If we truly understood the terms of half the things we sign up for – literally or metaphorically – we might hesitate. We might question. We might walk away.
So the detail is hidden, softened, scattered, or wrapped in language that feels deliberately engineered to exhaust us before we reach the truth.
We tell ourselves that taking things at face value is harmless, even sensible. Life is busy. Time is short. Who has the energy to interrogate every decision, every product, every promise?
But we’re no longer living in a world where face value is safe. The cost of not paying attention has grown teeth. It shows up in the fine print of a loan agreement, yes – but also in the quiet erosion of privacy, in the subtle shaping of our beliefs by people who profit from our trust, in the way convenience slowly rearranges our expectations of ourselves and each other.

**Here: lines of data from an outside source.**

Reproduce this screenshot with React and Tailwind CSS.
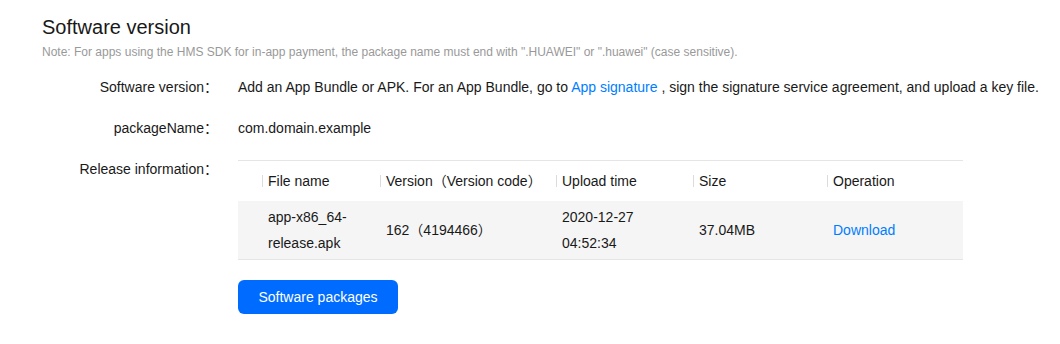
import React from 'react';

const COLS = [
  { key: 'file', title: 'File name', w: 'w-[118px]' },
  { key: 'version', title: 'Version（Version code）', w: 'w-[176px]' },
  { key: 'time', title: 'Upload time', w: 'w-[137px]' },
  { key: 'size', title: 'Size', w: 'w-[134px]' },
  { key: 'op', title: 'Operation', w: 'w-[136px]' },
];

function Row({ label, children }) {
  return (
    <div className="flex items-start">
      <div className="w-[176px] shrink-0 text-right text-[14px] leading-5 text-[#191919]">{label}：</div>
      <div className="ml-5 flex-1 text-[14px] leading-5 text-[#191919]">{children}</div>
    </div>
  );
}

export default function App() {
  return (
    <div className="min-h-[344px] bg-white pl-[42px] pt-[13px] font-['Liberation_Sans','Noto_Sans_CJK_SC',sans-serif] text-[#191919]">
      <h1 className="text-[20px] leading-7 text-[#191919]">Software version</h1>
      <p className="mt-[2px] text-[12px] leading-[18px] text-[#999999]">
        Note: For apps using the HMS SDK for in-app payment, the package name must end with ".HUAWEI" or ".huawei" (case sensitive).
      </p>

      <div className="mt-4 space-y-[21px]">
        <Row label="Software version">
          Add an App Bundle or APK. For an App Bundle, go to <span className="text-[#007dff]">App signature</span> , sign the signature service agreement, and upload a key file.
        </Row>
        <Row label="packageName">com.domain.example</Row>
        <Row label="Release information">
          <div className="mt-px w-[725px]">
            {/* Table */}
            <div className="border-t border-[#e5e5e5]">
              <div className="flex h-10 items-center pl-6">
                {COLS.map(c => (
                  <div key={c.key} className={`${c.w} flex items-center`}>
                    <span className="h-3 w-px bg-[#dcdcdc]" />
                    <span className="pl-[5px]">{c.title}</span>
                  </div>
                ))}
              </div>
              <div className="flex items-center border-b border-[#e5e5e5] bg-[#f5f5f5] py-[3px] pl-6 leading-[26px]">
                <div className="w-[118px] pl-[6px] pr-3">app-x86_64-<br />release.apk</div>
                <div className="w-[176px] pl-[6px]">162（4194466）</div>
                <div className="w-[137px] pl-[6px]">2020-12-27<br />04:52:34</div>
                <div className="w-[134px] pl-[6px]">37.04MB</div>
                <div className="w-[136px] pl-[6px] text-[#007dff]">Download</div>
              </div>
            </div>
            <button className="mt-5 h-[34px] w-[160px] rounded-md bg-[#006cff] text-[14px] text-white">
              Software packages
            </button>
          </div>
        </Row>
      </div>
    </div>
  );
}
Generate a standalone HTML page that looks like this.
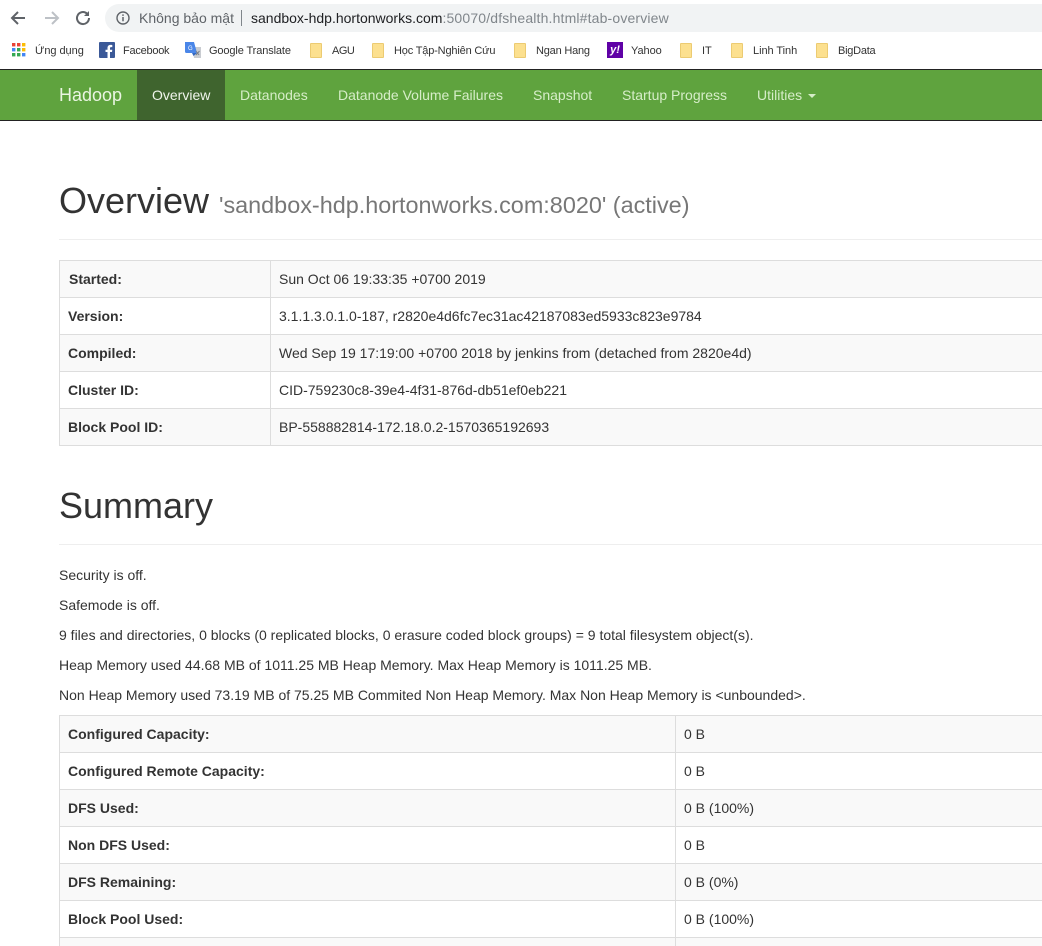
<!DOCTYPE html>
<html><head><meta charset="utf-8"><style>
html,body{margin:0;padding:0;background:#fff;width:1042px;height:946px;overflow:hidden}
#p{position:absolute;left:0;top:0;width:1042px;height:946px;overflow:hidden;font-family:"Liberation Sans","Noto Sans CJK SC",sans-serif;color:#333;font-size:14px}
.a{position:absolute;white-space:nowrap}
.bm{position:absolute;top:43px;font-size:11px;letter-spacing:-.05px;color:#333;line-height:14px;white-space:nowrap;margin-top:.5px}
.f{position:absolute;top:43px;width:12px;height:15px;background:#fce08f;border:1px solid #eccb72;border-radius:1px;box-sizing:border-box}
.n{position:absolute;top:70px;height:50px;line-height:50px;color:#d6edc8;font-size:14px;white-space:nowrap}
.hl{position:absolute;left:59px;right:0;height:1px;background:#eee}
.v{position:absolute;width:1px;background:#ddd}
.h{position:absolute;left:59px;right:0;height:1px;background:#ddd}
.s{position:absolute;left:60px;right:0;height:36px;background:#f9f9f9}
.k{position:absolute;font-weight:bold;line-height:20px;white-space:nowrap}
.t{position:absolute;line-height:20px;white-space:nowrap}
</style></head><body><div id="p">
<svg class="a" style="left:9px;top:9px" width="84" height="18" viewBox="0 0 84 18" fill="none">
<path d="M16 9H3M9 3L3 9l6 6" stroke="#5f6368" stroke-width="2"/>
<path d="M36 9h13M43 3l6 6-6 6" stroke="#bdc1c6" stroke-width="2"/>
<path d="M80 9a6 6 0 1 1-2-4.400" stroke="#5f6368" stroke-width="2"/>
<path d="M80 2v5h-5z" fill="#5f6368"/>
</svg>
<div class="a" style="left:105px;top:4px;width:950px;height:28px;border-radius:14px;background:#f1f3f4"></div>
<svg class="a" style="left:116px;top:11px" width="14" height="14" viewBox="0 0 14 14" fill="none"><circle cx="7" cy="7" r="6" stroke="#5f6368" stroke-width="1.400"/><path d="M7 6v4.200M7 3.400v1.500" stroke="#5f6368" stroke-width="1.500"/></svg>
<div class="a" style="left:139px;top:10px;font-size:14px;line-height:16px;color:#5f6368">Không bảo mật</div>
<div class="a" style="left:241px;top:10px;width:1px;height:16px;background:#80868b"></div>
<div class="a" style="left:251px;top:10px;font-size:14px;line-height:16px;color:#80868b"><span style="color:#202124">sandbox-hdp.hortonworks.com</span><span style="letter-spacing:.16px">:50070/dfshealth.html#tab-overview</span></div>

<svg class="a" style="left:12px;top:43px" width="14" height="14" viewBox="0 0 14 14">
<rect x="0" y="0" width="3.400" height="3.400" fill="#ea4335"/><rect x="5" y="0" width="3.400" height="3.400" fill="#ea4335"/><rect x="10" y="0" width="3.400" height="3.400" fill="#fbbc05"/>
<rect x="0" y="5" width="3.400" height="3.400" fill="#4285f4"/><rect x="5" y="5" width="3.400" height="3.400" fill="#34a853"/><rect x="10" y="5" width="3.400" height="3.400" fill="#fbbc05"/>
<rect x="0" y="10" width="3.400" height="3.400" fill="#34a853"/><rect x="5" y="10" width="3.400" height="3.400" fill="#34a853"/><rect x="10" y="10" width="3.400" height="3.400" fill="#4285f4"/></svg>
<div class="bm" style="left:35px">Ứng dụng</div>
<svg class="a" style="left:99px;top:42px" width="16" height="16" viewBox="0 0 16 16"><rect width="16" height="16" rx="1" fill="#3b5998"/><path d="M11 16V10h2l.3-2.300H11V6.200c0-.7.2-1.100 1.100-1.100h1.200V3c-.3 0-1-.1-1.800-.1-1.800 0-3 1.100-3 3.100v1.700H6.500V10h2v6z" fill="#fff"/></svg>
<div class="bm" style="left:123px;letter-spacing:-.25px">Facebook</div>
<svg class="a" style="left:185px;top:42px" width="17" height="17" viewBox="0 0 17 17"><path d="M7 5h9v11H9z" fill="#c9ccd1"/><path d="M0 0h9l3 11H1.500A1.500 1.500 0 0 1 0 9.500z" fill="#4a86e8"/><path d="M7 11h5l-3.500 3z" fill="#3367c0"/><text x="3" y="8" font-size="6" fill="#fff" font-family="Liberation Sans">G</text><path d="M11 9l3 4M14.500 9l-3.500 4" stroke="#7b8088" stroke-width="1"/></svg>
<div class="bm" style="left:209px;letter-spacing:-.12px">Google Translate</div>
<div class="f" style="left:310px"></div><div class="bm" style="left:332px;letter-spacing:-.5px">AGU</div>
<div class="f" style="left:372px"></div><div class="bm" style="left:394px;letter-spacing:-.17px">Học Tập-Nghiên Cứu</div>
<div class="f" style="left:514px"></div><div class="bm" style="left:536px;letter-spacing:-.2px">Ngan Hang</div>
<div class="a" style="left:607px;top:42px;width:16px;height:16px;background:#5f01a6;color:#fff;font:bold 11px/16px 'Liberation Sans',sans-serif;text-align:center;font-style:italic">y!</div>
<div class="bm" style="left:631px">Yahoo</div>
<div class="f" style="left:680px"></div><div class="bm" style="left:702px">IT</div>
<div class="f" style="left:731px"></div><div class="bm" style="left:753px">Linh Tinh</div>
<div class="f" style="left:816px"></div><div class="bm" style="left:838px;letter-spacing:-.25px">BigData</div>

<div class="a" style="left:0;right:0;top:69px;height:52px;box-sizing:border-box;background:#5fa33e;border-top:1px solid #222;border-bottom:1px solid #222"></div>
<div class="a" style="left:137px;top:70px;width:88px;height:50px;background:#3f642e"></div>
<div class="n" style="left:59px;font-size:18px;color:#eaf5e2">Hadoop</div>
<div class="n" style="left:152px;color:#f0f5ec">Overview</div>
<div class="n" style="left:240px">Datanodes</div>
<div class="n" style="left:338px">Datanode Volume Failures</div>
<div class="n" style="left:533px">Snapshot</div>
<div class="n" style="left:622px">Startup Progress</div>
<div class="n" style="left:757px">Utilities</div>
<div class="a" style="left:808px;top:94px;width:0;height:0;border-left:4px solid transparent;border-right:4px solid transparent;border-top:4px solid #d6edc8"></div>

<div class="a" style="left:59px;top:180px;font-size:36px;line-height:42px;color:#333">Overview</div>
<div class="a" style="left:219px;top:191px;font-size:23.4px;line-height:28px;color:#777">'sandbox-hdp.hortonworks.com:8020' (active)</div>
<div class="hl" style="top:239px"></div>

<div class="s" style="top:261px"></div><div class="s" style="top:335px"></div><div class="s" style="top:409px"></div>
<div class="h" style="top:260px"></div><div class="h" style="top:297px"></div><div class="h" style="top:334px"></div><div class="h" style="top:371px"></div><div class="h" style="top:408px"></div><div class="h" style="top:445px"></div>
<div class="v" style="left:59px;top:260px;height:186px"></div><div class="v" style="left:270px;top:260px;height:186px"></div>
<div class="k" style="left:69px;top:269px">Started:</div><div class="t" style="left:279px;top:269px">Sun Oct 06 19:33:35 +0700 2019</div>
<div class="k" style="left:68px;top:306px">Version:</div><div class="t" style="left:279px;top:306px">3.1.1.3.0.1.0-187, r2820e4d6fc7ec31ac42187083ed5933c823e9784</div>
<div class="k" style="left:68px;top:343px">Compiled:</div><div class="t" style="left:279px;top:343px">Wed Sep 19 17:19:00 +0700 2018 by jenkins from (detached from 2820e4d)</div>
<div class="k" style="left:68px;top:380px">Cluster ID:</div><div class="t" style="left:279px;top:380px">CID-759230c8-39e4-4f31-876d-db51ef0eb221</div>
<div class="k" style="left:68px;top:417px">Block Pool ID:</div><div class="t" style="left:279px;top:417px">BP-558882814-172.18.0.2-1570365192693</div>

<div class="a" style="left:59px;top:485px;font-size:36px;line-height:42px">Summary</div>
<div class="hl" style="top:544px"></div>

<div class="t" style="left:59px;top:565px">Security is off.</div>
<div class="t" style="left:59px;top:595px">Safemode is off.</div>
<div class="t" style="left:59px;top:625px">9 files and directories, 0 blocks (0 replicated blocks, 0 erasure coded block groups) = 9 total filesystem object(s).</div>
<div class="t" style="left:59px;top:655px">Heap Memory used 44.68 MB of 1011.25 MB Heap Memory. Max Heap Memory is 1011.25 MB.</div>
<div class="t" style="left:59px;top:685px">Non Heap Memory used 73.19 MB of 75.25 MB Commited Non Heap Memory. Max Non Heap Memory is &lt;unbounded&gt;.</div>

<div class="s" style="top:716px"></div><div class="s" style="top:790px"></div><div class="s" style="top:864px"></div><div class="s" style="top:938px;height:8px"></div>
<div class="h" style="top:715px"></div><div class="h" style="top:752px"></div><div class="h" style="top:789px"></div><div class="h" style="top:826px"></div><div class="h" style="top:863px"></div><div class="h" style="top:900px"></div><div class="h" style="top:937px"></div>
<div class="v" style="left:59px;top:715px;height:231px"></div><div class="v" style="left:675px;top:715px;height:231px"></div>
<div class="k" style="left:68px;top:724px">Configured Capacity:</div><div class="t" style="left:684px;top:724px">0 B</div>
<div class="k" style="left:68px;top:761px">Configured Remote Capacity:</div><div class="t" style="left:684px;top:761px">0 B</div>
<div class="k" style="left:68px;top:798px">DFS Used:</div><div class="t" style="left:684px;top:798px">0 B (100%)</div>
<div class="k" style="left:68px;top:835px">Non DFS Used:</div><div class="t" style="left:684px;top:835px">0 B</div>
<div class="k" style="left:68px;top:872px">DFS Remaining:</div><div class="t" style="left:684px;top:872px">0 B (0%)</div>
<div class="k" style="left:68px;top:909px">Block Pool Used:</div><div class="t" style="left:684px;top:909px">0 B (100%)</div>
</div></body></html>
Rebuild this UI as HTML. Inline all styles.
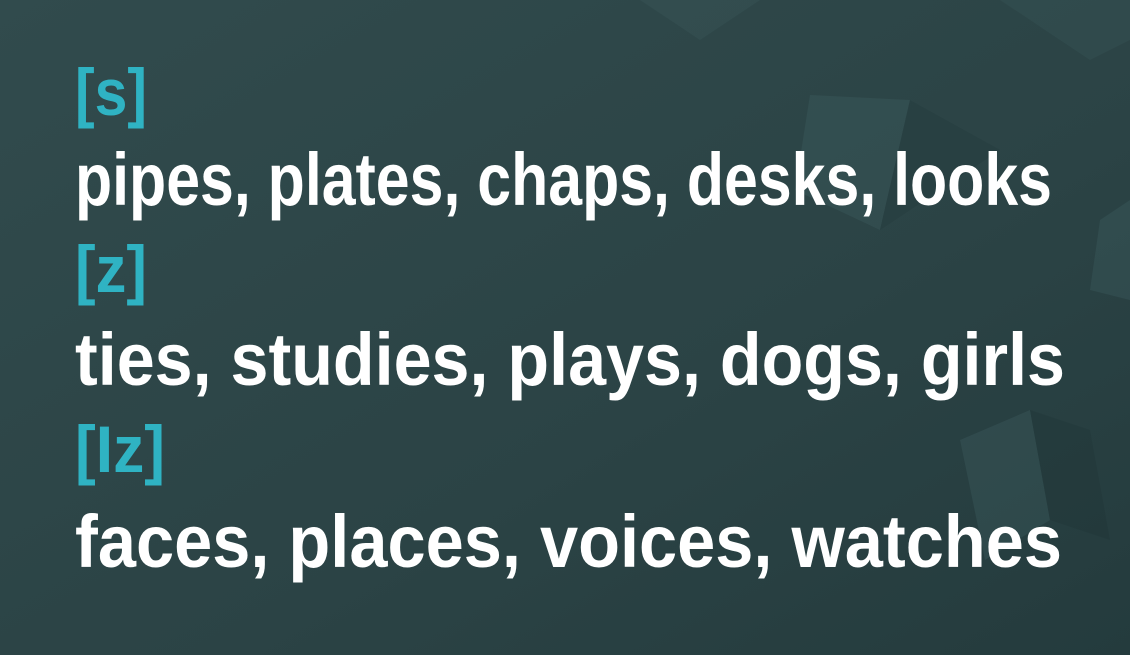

Influence, too, has its own small print. We don’t think of it that way, but every time we let someone’s voice into our head, we’re accepting a set of terms. Their confidence becomes a shortcut for our uncertainty. Their certainty becomes a substitute for our own thinking. Their lifestyle becomes a silent benchmark for our own.
None of this is stated outright. It doesn’t need to be. Influence works best when it feels natural, effortless, invisible.
And so we drift through a world full of contracts we never saw, living by consequences we never consciously agreed to. Not because we’re careless, but because the systems around us rely on our inattention.
They depend on it. They’re designed for it.
The question isn’t “Why didn’t we read the small print?” It’s “Who benefits when we don’t?”
Because once you start asking that, the world begins to look different. The edges sharpen. The patterns reveal themselves. You start to see the hidden terms in places you never thought to look – in the products you buy, the platforms you use, the people you admire, the stories you believe.
The small print of modern life isn’t hidden because it’s boring.
It’s hidden because if we understood it, we might say no.
And maybe that’s the beginning of something. Not cynicism, not paranoia – just awareness. A willingness to look at the detail, even when the world hopes we won’t. A refusal to accept the terms blindly. A quiet, steady insistence on understanding what we’re really signing up for.
Because the small print is everywhere.
And it’s time we started reading it.